_What needs to be done:_ Look through the data below and return each line where "this" appears.

— start —

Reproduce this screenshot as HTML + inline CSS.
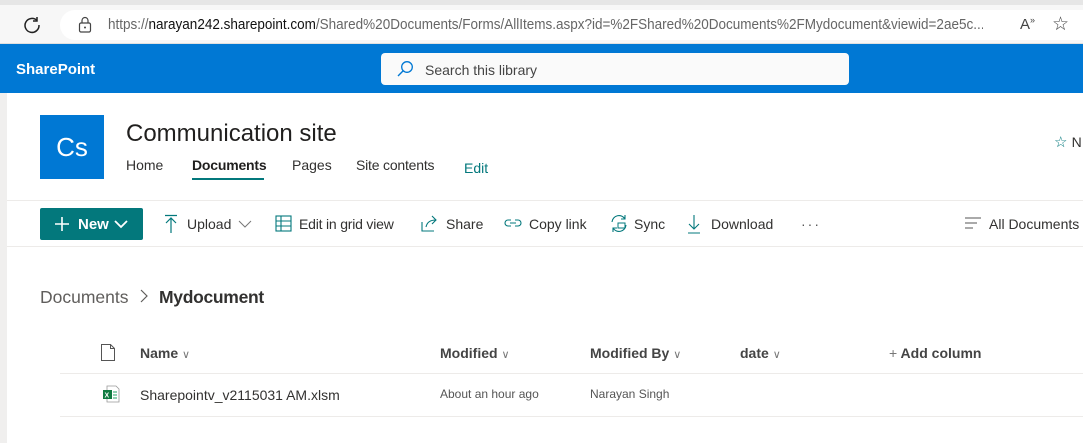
<!DOCTYPE html>
<html><head><meta charset="utf-8"><style>
*{margin:0;padding:0;box-sizing:border-box}
body{width:1083px;height:443px;overflow:hidden;background:#fff;font-family:"Liberation Sans",sans-serif;position:relative;color:#323130}
.a{position:absolute;white-space:nowrap}
svg{position:absolute}
</style></head><body>
<div class="a" style="left:0;top:0;width:1083px;height:6px;background:#e6e6e6"></div>
<div class="a" style="left:0;top:5px;width:1083px;height:39px;background:#f7f7f7;border-bottom:1px solid #e0e0e0"></div>
<div class="a" style="left:60px;top:10px;width:1040px;height:30px;background:#fff;border-radius:15px"></div>
<svg style="left:22px;top:15px" width="20" height="20" viewBox="0 0 20 20"><path d="M15 5.5A7 7 0 1 0 17 10" fill="none" stroke="#222" stroke-width="1.5"/><path d="M15 2v4h-4" fill="none" stroke="#222" stroke-width="1.5"/></svg>
<svg style="left:78px;top:16px" width="14" height="17" viewBox="0 0 14 17"><rect x="1.5" y="7" width="11" height="9" rx="1.5" fill="none" stroke="#444" stroke-width="1.2"/><path d="M4 7V4.5a3 3 0 0 1 6 0V7" fill="none" stroke="#444" stroke-width="1.2"/><circle cx="7" cy="11.5" r="1" fill="#444"/></svg>
<div class="a" style="left:108px;top:16px;width:875px;overflow:hidden"><div style="font-size:15px;color:#666;transform:scaleX(0.9);transform-origin:0 0">https://<span style="color:#111">narayan242.sharepoint.com</span>/Shared%20Documents/Forms/AllItems.aspx?id=%2FShared%20Documents%2FMydocument&amp;viewid=2ae5c...</div></div>
<div class="a" style="left:1020px;top:15px;font-size:15px;color:#444">A<sup style="font-size:9px">»</sup></div>
<div class="a" style="left:1052px;top:13px;font-size:19px;color:#444">☆</div>
<div class="a" style="left:0;top:44px;width:1083px;height:49px;background:#0078d4"></div>
<div class="a" style="left:16px;top:61px;font-size:15px;font-weight:bold;color:#fff">SharePoint</div>
<div class="a" style="left:381px;top:53px;width:468px;height:32px;background:#fafafa;border-radius:4px"></div>
<svg style="left:396px;top:60px" width="18" height="18" viewBox="0 0 18 18"><circle cx="11" cy="7" r="5.3" fill="none" stroke="#0078d4" stroke-width="1.3"/><path d="M7.2 10.8L2 16" stroke="#0078d4" stroke-width="1.4"/></svg>
<div class="a" style="left:425px;top:62px;font-size:14px;color:#444">Search this library</div>
<div class="a" style="left:0;top:93px;width:7px;height:350px;background:#f0efee"></div>
<div class="a" style="left:40px;top:115px;width:64px;height:64px;background:#0078d4;color:#fff;font-size:26px;text-align:center;line-height:64px">Cs</div>
<div class="a" style="left:126px;top:120px;font-size:24px;color:#201f1e">Communication site</div>
<div class="a" style="left:126px;top:157px;font-size:14px">Home</div>
<div class="a" style="left:192px;top:157px;font-size:14px;font-weight:bold;color:#201f1e;letter-spacing:-0.2px">Documents</div>
<div class="a" style="left:192px;top:178px;width:72px;height:2px;background:#03787c"></div>
<div class="a" style="left:292px;top:157px;font-size:14px">Pages</div>
<div class="a" style="left:356px;top:157px;font-size:14px;letter-spacing:-0.2px">Site contents</div>
<div class="a" style="left:464px;top:160px;font-size:14px;color:#03787c">Edit</div>
<div class="a" style="left:1054px;top:133px;font-size:15px;color:#03787c">☆ <span style="color:#323130;font-size:14px">N</span></div>
<div class="a" style="left:7px;top:200px;width:1076px;height:1px;background:#edebe9"></div>
<div class="a" style="left:7px;top:246px;width:1076px;height:1px;background:#edebe9"></div>
<div class="a" style="left:40px;top:208px;width:103px;height:32px;background:#03787c;border-radius:2px"></div>
<svg style="left:54px;top:216px" width="16" height="16" viewBox="0 0 16 16"><path d="M8 1v14M1 8h14" stroke="#fff" stroke-width="1.6"/></svg>
<div class="a" style="left:78px;top:216px;font-size:15px;font-weight:bold;color:#fff">New</div>
<svg style="left:114px;top:219px" width="14" height="10" viewBox="0 0 14 10"><path d="M1 2l6 6 6-6" fill="none" stroke="#fff" stroke-width="1.8"/></svg>
<svg style="left:163px;top:214px" width="16" height="20" viewBox="0 0 16 20"><path d="M2 1.5h12M8 4v15M3 9l5-5 5 5" fill="none" stroke="#03787c" stroke-width="1.2"/></svg>
<div class="a" style="left:187px;top:216px;font-size:14px">Upload</div>
<svg style="left:238px;top:220px" width="14" height="9" viewBox="0 0 14 9"><path d="M1 1l6 6 6-6" fill="none" stroke="#777" stroke-width="1"/></svg>
<svg style="left:275px;top:215px" width="17" height="17" viewBox="0 0 17 17"><rect x="1" y="1" width="15" height="15" fill="none" stroke="#03787c" stroke-width="1.1"/><path d="M1 6h15M1 11h15M6 1v15" stroke="#03787c" stroke-width="1.1"/></svg>
<div class="a" style="left:299px;top:216px;font-size:14px;letter-spacing:-0.2px">Edit in grid view</div>
<svg style="left:421px;top:215px" width="18" height="17" viewBox="0 0 18 17"><path d="M1 7v9h12M5 12c1-5 5-7 10-7M11 1l4 4-4 4" fill="none" stroke="#03787c" stroke-width="1.1"/></svg>
<div class="a" style="left:446px;top:216px;font-size:14px">Share</div>
<svg style="left:504px;top:217px" width="18" height="12" viewBox="0 0 18 12"><path d="M7 3H4a3 3 0 0 0 0 6h3M11 3h3a3 3 0 0 1 0 6h-3M6 6h6" fill="none" stroke="#03787c" stroke-width="1.1"/></svg>
<div class="a" style="left:529px;top:216px;font-size:14px">Copy link</div>
<svg style="left:609px;top:214px" width="20" height="19" viewBox="0 0 20 19"><path d="M3 8a7 7 0 0 1 13-3M17 11a7 7 0 0 1-13 3M16 1v4h-4M4 18v-4h4" fill="none" stroke="#03787c" stroke-width="1.1"/><rect x="9" y="9" width="7" height="5" fill="none" stroke="#03787c"/></svg>
<div class="a" style="left:634px;top:216px;font-size:14px">Sync</div>
<svg style="left:687px;top:214px" width="14" height="20" viewBox="0 0 14 20"><path d="M7 1v14M2 10l5 5 5-5M1 19h12" fill="none" stroke="#03787c" stroke-width="1.1"/></svg>
<div class="a" style="left:711px;top:216px;font-size:14px">Download</div>
<div class="a" style="left:801px;top:216px;font-size:14px;letter-spacing:2px;color:#555">···</div>
<svg style="left:964px;top:217px" width="18" height="13" viewBox="0 0 18 13"><path d="M1 1h16M1 6h12M1 11h8" stroke="#555" stroke-width="1.1"/></svg>
<div class="a" style="left:989px;top:216px;font-size:14px">All Documents</div>
<div class="a" style="left:40px;top:287px;font-size:17.5px;color:#605e5c">Documents</div>
<svg style="left:139px;top:289px" width="10" height="14" viewBox="0 0 10 14"><path d="M2 1l6 6-6 6" fill="none" stroke="#605e5c" stroke-width="1.2"/></svg>
<div class="a" style="left:159px;top:287px;font-size:17.5px;font-weight:bold;color:#323130;letter-spacing:-0.3px">Mydocument</div>
<svg style="left:100px;top:343px" width="16" height="19" viewBox="0 0 16 19"><path d="M1.5 1.5h9l4 4v12h-13z M10.5 1.5v4h4" fill="none" stroke="#555" stroke-width="1"/></svg>
<div class="a" style="left:140px;top:345px;font-size:14px;font-weight:bold;color:#444">Name <span style="font-weight:normal;color:#777;font-size:11px">∨</span></div>
<div class="a" style="left:440px;top:345px;font-size:14px;font-weight:bold;color:#444">Modified <span style="font-weight:normal;color:#777;font-size:11px">∨</span></div>
<div class="a" style="left:590px;top:345px;font-size:14px;font-weight:bold;color:#444">Modified By <span style="font-weight:normal;color:#777;font-size:11px">∨</span></div>
<div class="a" style="left:740px;top:345px;font-size:14px;font-weight:bold;color:#444">date <span style="font-weight:normal;color:#777;font-size:11px">∨</span></div>
<div class="a" style="left:889px;top:345px;font-size:14px;font-weight:bold;color:#444"><span style="font-weight:normal;color:#777">+</span> Add column</div>
<div class="a" style="left:60px;top:373px;width:1023px;height:1px;background:#edebe9"></div>
<div class="a" style="left:60px;top:416px;width:1023px;height:1px;background:#edebe9"></div>
<svg style="left:102px;top:385px" width="18" height="18" viewBox="0 0 18 18"><path d="M5 1h9l3 3v13H5z" fill="#fff" stroke="#999" stroke-width="0.8"/><path d="M11 7h4M11 10h4M11 13h4" stroke="#21a366"/><rect x="1" y="5" width="9" height="9" fill="#107c41"/><text x="2.5" y="12.5" font-size="7" font-weight="bold" fill="#fff" font-family="Liberation Sans">X</text></svg>
<div class="a" style="left:140px;top:387px;font-size:14px">Sharepointv_v2115031 AM.xlsm</div>
<div class="a" style="left:440px;top:387px;font-size:12px;color:#555">About an hour ago</div>
<div class="a" style="left:590px;top:387px;font-size:12px;color:#555">Narayan Singh</div>
</body></html>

— end —

_Final answer:_
Reproduce this screenshot as HTML + inline CSS.
<div class="a" style="left:425px;top:62px;font-size:14px;color:#444">Search this library</div>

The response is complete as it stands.